How Women React When Other Women Are Mistreated

Researchers at Texas A&M University conducted a study of the reactions of college-age men and women when confronted with behavior that is demeaning to women.

In one experiment, participants were given a reading assignment in which a woman was subjected to disparaging remarks. In a second experiment, participants actually observed the inappropriate behavior.

In both cases, men had very little reaction and tended to not believe they should react to the behavior. The results showed that women who read about an encounter were upset about the behavior and stated that they would object to the disparaging remarks. But when women were actually confronted with the behavior, their reactions were similar to those of men. The women tended to ignore the bad behavior or did nothing to object to it.

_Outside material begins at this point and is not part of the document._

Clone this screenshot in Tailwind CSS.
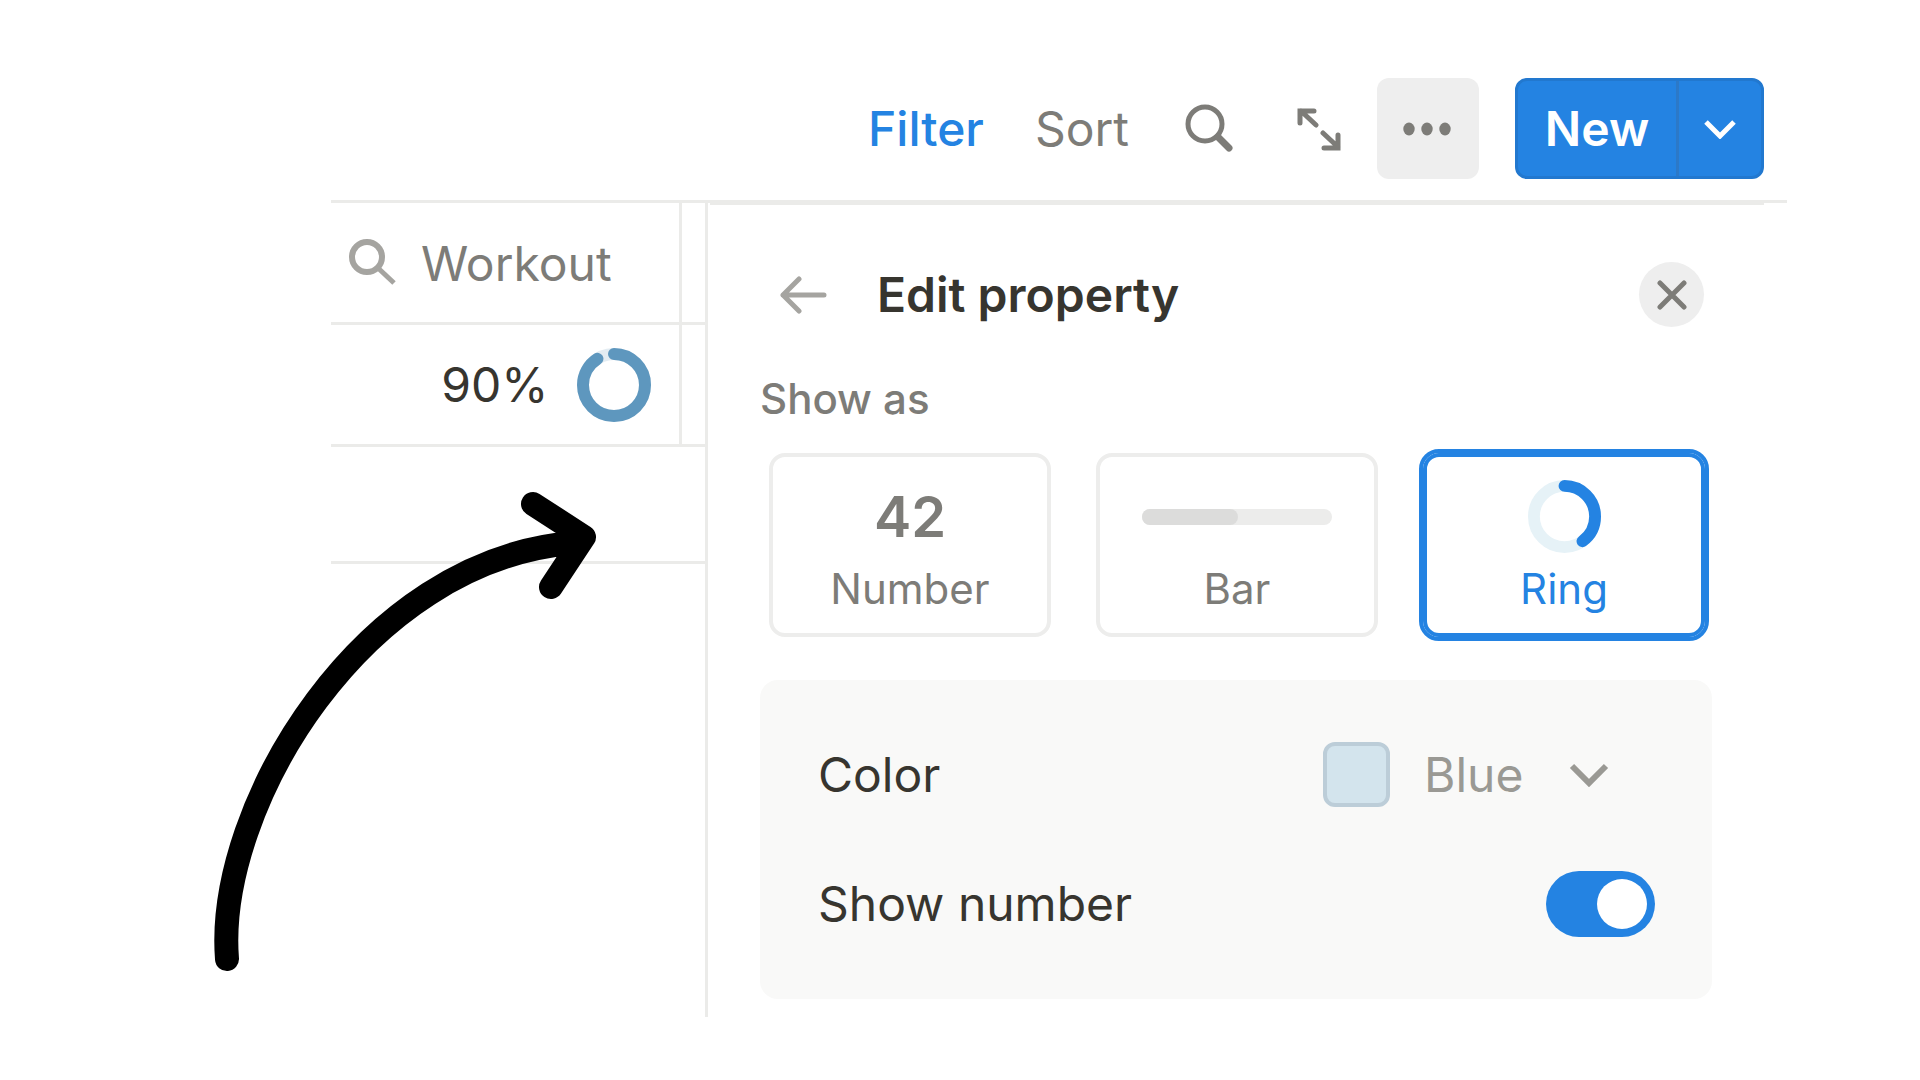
<!DOCTYPE html>
<html lang="en">
<head>
  <meta charset="UTF-8">
  <meta name="viewport" content="width=device-width, initial-scale=1.0">
  <title>Edit property</title>
  <script src="https://cdn.jsdelivr.net/npm/@tailwindcss/browser@4"></script>
</head>
<body class="bg-white font-['Inter',sans-serif] text-[#37352f]">
  <main class="relative pt-[78px] pr-[133px] pl-[331px]">

    <!-- Toolbar -->
    <header class="flex items-center justify-end border-b-3 border-[#ebebe9] pr-[23px] pb-[21px] text-5xl leading-[60px] text-[#7d7c78]">
      <button class="mr-[51px] font-medium text-[#2483e2]">Filter</button>
      <button class="mr-[55px]">Sort</button>
      <button class="mr-[63px]" aria-label="Search">
        <svg class="h-[50px] w-[50px]" viewBox="0 0 50 50" fill="none" stroke="currentColor">
          <circle cx="21" cy="20" r="17" stroke-width="5"/>
          <path d="M34 33l11 11" stroke-width="7" stroke-linecap="round"/>
        </svg>
      </button>
      <button class="mr-9" aria-label="Expand">
        <svg class="h-11 w-11" viewBox="0 0 44 44" fill="none" stroke="currentColor" stroke-width="5" stroke-linecap="round">
          <path d="M3 16V4h14M4 4l15 14M41 28v13H27M41 40L26 26"/>
        </svg>
      </button>
      <button class="mr-9 flex h-[101px] w-[102px] items-center justify-center rounded-xl bg-[#eeeeee]" aria-label="More">
        <svg class="h-4 w-[50px]" viewBox="0 0 50 16" fill="currentColor">
          <ellipse cx="6" cy="8" rx="5.7" ry="6.5"/>
          <ellipse cx="24" cy="8" rx="5.7" ry="6.5"/>
          <ellipse cx="42" cy="8" rx="5.7" ry="6.5"/>
        </svg>
      </button>
      <div class="flex h-[101px] overflow-hidden rounded-xl border-3 border-[#2278cf] bg-[#2483e2] text-white">
        <button class="w-[158px] font-semibold">New</button>
        <button class="flex w-[85px] items-center justify-center border-l-3 border-[#2c79c8]" aria-label="New from template">
          <svg class="h-5 w-8" viewBox="0 0 32 20" fill="none" stroke="currentColor" stroke-width="5">
            <path d="M2 3l14 14L30 3"/>
          </svg>
        </button>
      </div>
    </header>

    <div class="flex">
      <!-- Table -->
      <div class="w-[374px] shrink-0">
        <table class="w-full border-collapse text-5xl leading-[60px]">
          <thead>
            <tr class="h-[120px] border-b-3 border-[#ebebe9]">
              <th class="border-r-3 border-[#ebebe9] p-0 font-normal text-[#7d7c78]">
                <div class="flex items-center pt-1 pl-[18px]">
                  <svg class="h-[50px] w-[50px] text-[#a5a4a0]" viewBox="0 0 50 50" fill="none" stroke="currentColor">
                    <circle cx="18" cy="18" r="15" stroke-width="6"/>
                    <path d="M29 29l16 15" stroke-width="5"/>
                  </svg>
                  <span class="ml-[22px]">Workout</span>
                </div>
              </th>
              <th class="w-[25px] p-0"></th>
            </tr>
          </thead>
          <tbody>
            <tr class="h-[122px] border-b-3 border-[#ebebe9]">
              <td class="border-r-3 border-[#ebebe9] p-0">
                <div class="flex items-center justify-end gap-7 pt-0.5 pr-7">
                  <span>90%</span>
                  <svg class="h-[74px] w-[74px]" viewBox="0 0 74 74" fill="none" stroke-width="12">
                    <circle cx="37" cy="37" r="31" stroke="#e3ecf2"/>
                    <circle cx="37" cy="37" r="31" stroke="#5e97be" stroke-linecap="round" pathLength="100" stroke-dasharray="91 100" transform="rotate(-90 37 37)"/>
                  </svg>
                </div>
              </td>
              <td class="p-0"></td>
            </tr>
            <tr class="h-[117px] border-b-3 border-[#ebebe9]">
              <td class="p-0" colspan="2"></td>
            </tr>
          </tbody>
        </table>
      </div>

      <!-- Property panel -->
      <section class="flex-1 border-l-3 border-[#ebebe9] pb-[18px]">
        <hr class="mr-[23px] ml-0.5 border-t-2 border-[#ebebe9]">
        <div class="pr-[75px] pl-[52px]">
          <div class="flex items-center pt-[57px] pr-2 pl-5">
            <button class="text-[#a5a4a0]" aria-label="Back">
              <svg class="h-10 w-12" viewBox="0 0 48 40" fill="none" stroke="currentColor" stroke-width="5" stroke-linecap="round" stroke-linejoin="round">
                <path d="M19 4L3 20l16 16M3 20h41"/>
              </svg>
            </button>
            <h1 class="ml-[49px] text-5xl leading-[60px] font-semibold">Edit property</h1>
            <button class="ml-auto flex h-[65px] w-[65px] items-center justify-center rounded-full bg-[#eeeeee] text-[#7d7c78]" aria-label="Close">
              <svg class="h-[30px] w-[30px]" viewBox="0 0 30 30" fill="none" stroke="currentColor" stroke-width="5" stroke-linecap="round">
                <path d="M3 3l24 24M27 3L3 27"/>
              </svg>
            </button>
          </div>

          <h2 class="mt-11 text-[42px] leading-[56px] font-medium text-[#7d7c78]" id="show-as">Show as</h2>

          <div class="mt-[26px] grid grid-cols-3 gap-[45px] pr-[7px] pl-[9px] text-[42px] leading-[48px] text-[#7d7c78]" role="radiogroup" aria-labelledby="show-as">
            <label class="flex h-[184px] flex-col items-center rounded-2xl border-4 border-[#ededec] pt-[23px]">
              <input class="sr-only" type="radio" name="show-as" value="number">
              <span class="flex h-[73px] items-center text-[56px] font-semibold">42</span>
              <span class="mt-3">Number</span>
            </label>
            <label class="flex h-[184px] flex-col items-center rounded-2xl border-4 border-[#ededec] pt-[23px]">
              <input class="sr-only" type="radio" name="show-as" value="bar">
              <span class="flex h-[73px] items-center">
                <span class="block h-4 w-[190px] rounded-full bg-[#ececeb]">
                  <span class="block h-4 w-[96px] rounded-full bg-[#dcdcdb]"></span>
                </span>
              </span>
              <span class="mt-3">Bar</span>
            </label>
            <label class="flex h-[184px] flex-col items-center rounded-2xl border-4 border-[#2483e2] pt-[23px] text-[#2483e2] outline-4 outline-[#2483e2]">
              <input class="sr-only" type="radio" name="show-as" value="ring" checked>
              <svg class="h-[73px] w-[73px]" viewBox="0 0 74 74" fill="none" stroke-width="12">
                <circle cx="37" cy="37" r="31" stroke="#e6f2f7"/>
                <circle cx="37" cy="37" r="31" stroke="#2483e2" stroke-linecap="round" pathLength="100" stroke-dasharray="40 100" transform="rotate(-90 37 37)"/>
              </svg>
              <span class="mt-3">Ring</span>
            </label>
          </div>

          <div class="mt-[43px] flex flex-col gap-16 rounded-[18px] bg-[#f9f9f8] py-[62px] pr-[57px] pl-[58px] text-5xl leading-[60px]">
            <div class="flex h-[65px] items-center">
              <label for="color">Color</label>
              <span class="ml-auto h-[65px] w-[67px] rounded-xl border-4 border-[#bccdd8] bg-[#d3e4ed]"></span>
              <span class="relative ml-[34px] flex items-center pr-[47px] text-[#9a9994]">
                <select class="w-[184px] appearance-none bg-transparent" id="color">
                  <option>Blue</option>
                </select>
                <svg class="pointer-events-none absolute right-[46px] h-6 w-10" viewBox="0 0 40 24" fill="none" stroke="currentColor" stroke-width="6">
                  <path d="M3 3l17 17L37 3"/>
                </svg>
              </span>
            </div>
            <div class="flex h-[66px] items-center justify-between">
              <label for="show-number">Show number</label>
              <input class="h-[66px] w-[109px] appearance-none rounded-full bg-[#2483e2] p-2 before:ml-auto before:block before:h-[50px] before:w-[50px] before:rounded-full before:bg-white" type="checkbox" role="switch" id="show-number" checked>
            </div>
          </div>
        </div>
      </section>
    </div>

    <!-- Hand-drawn pointer over the table -->
    <svg class="pointer-events-none absolute top-[480px] left-[200px] h-[500px] w-[400px]" viewBox="200 480 400 500" fill="none" stroke="#000" stroke-width="24" stroke-linecap="round" stroke-linejoin="round" aria-hidden="true">
      <path d="M227 959C215 807 363 560 573 543M533 504l51 33-33 50"/>
    </svg>
  </main>
</body>
</html>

Among the authors of the study, published in the journal Sex Roles, are Kathi Miner, an assistant professor of psychology with a joint appointment in the women’s and gender studies program at Texas A&M and Claudia Benavides-Espinoza, assistant professor of sports management at Arkansas State University, who did her graduate work at Texas A&M.

Dr. Miner is a graduate of the University of California at Irvine. She holds a master’s degree from Southern Methodist University and a Ph.D. in psychology and women’s studies from the University of Michigan.

Dr. Benavides-Espinoza is a graduate of the Universidad Autonoma de Nuevo Leon in Mexico. She holds master’s and Ph.D. degrees from Texas A&M University.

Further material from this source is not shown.